Contracts are negotiated to allow College to retain full rights to the results of its research while allowing its sponsors as much commercial advantage as possible. Any commercial advantage will be subject to a reasonable revenue return to College. College has a responsibility to maximise the benefits arising from its research, and ensure that it can exercise an appropriate degree of control over the use of such IP. This may include receiving a proper share in any benefits arising from the use of such IP, even if the practicalities of its ownership and exploitation are such that IP must be held by another party. On this basis, College’s preferred starting position in any research contract is:
- Imperial should retain ownership of IP arising from the research it conducts
- The funder is granted an internal, non-exclusive, research and development licence (but not for the purposes of commercial exploitation)
Commercial licence terms should not be agreed in a research contract. This may constitute a trading activity and affect the College’s status as an exempt charity.
Useful documents: IP advice and approval in research contracts
Further information is available in the Intellectual Property pages
Indemnity and Liability
This is a complex area and what may be included in a contract, and why, requires case-by-case assessment.
A contract commonly includes clauses to confirm that:
- the results of research by definition cannot be guaranteed
- individual researchers and the College cannot be held liable for the sponsor's use of the results of research
- individual researchers and the College are not responsible for any indirect or consequential loss arising from the research
- there is a financial cap on the College's liability
It may be appropriate to negotiate additional limits on the College’s liability depending on the project.
Contracts which include any of the following risks will be referred to the Insurance Manager for approval:
- Contracts where staff or students will be working on offshore rigs or platforms
- Radiation or nuclear contamination or assembley
- Punitive, exemplary or liquidated damages (especially relevant to United States law)
- Human Clinical studies involving children under 5, pregnant women or over 5000 participants per site
- Human Clinical studies being conducted overseas
NB Clinical Studies at overseas sites sometimes require a local Insurance Policy.
The following terms on a contract will also require a referral to the Insurance Manager:
- Terms which require the College to name a beneficiary on its Insurance Policy
- Terms which include a 'hold harmless' clause, whether reciprocal or not, or a mutual indemnity or terms which waive subrogration rights.

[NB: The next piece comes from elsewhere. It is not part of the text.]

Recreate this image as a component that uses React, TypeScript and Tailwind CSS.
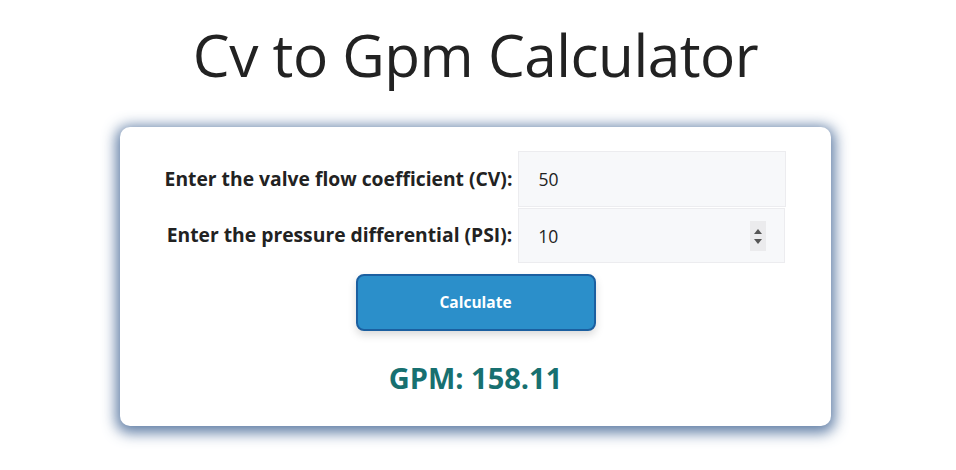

It is possible that either party may need to terminate the project for a variety of reasons. These might include reduced interest in the work, resource issues, inability to complete the work, or factors that are beyond normal control, for example the death of a key investigator. The College negotiates to ensure that the sponsor cannot withdraw funding without reasonable cause or notice. A contract should contain a mutual right to terminate the contract, with a notice period of no less than three months to be given and agreement to pay all costs incurred and committed up to date of termination.
The College should not agree to provide any specific warranties other than that the College is able to enter into and be bound by the terms of the contract. Wherever applicable the contract should contain an ‘Experimental Research Waiver’. This is a clause stating that the results of the work are not warranted or guaranteed in any way and that any liability arising from use of the results will be entirely the responsibility of the user.
Law and jurisdiction
English law and jurisdiction is the preferred position of the College. This refers to the interpretation of the contract and jurisdiction of courts in its enforcement. The acceptance of another law and jurisdiction may affect the cover provided by College insurance. There may also be additional costs involved should specialist professional or legal advice be required.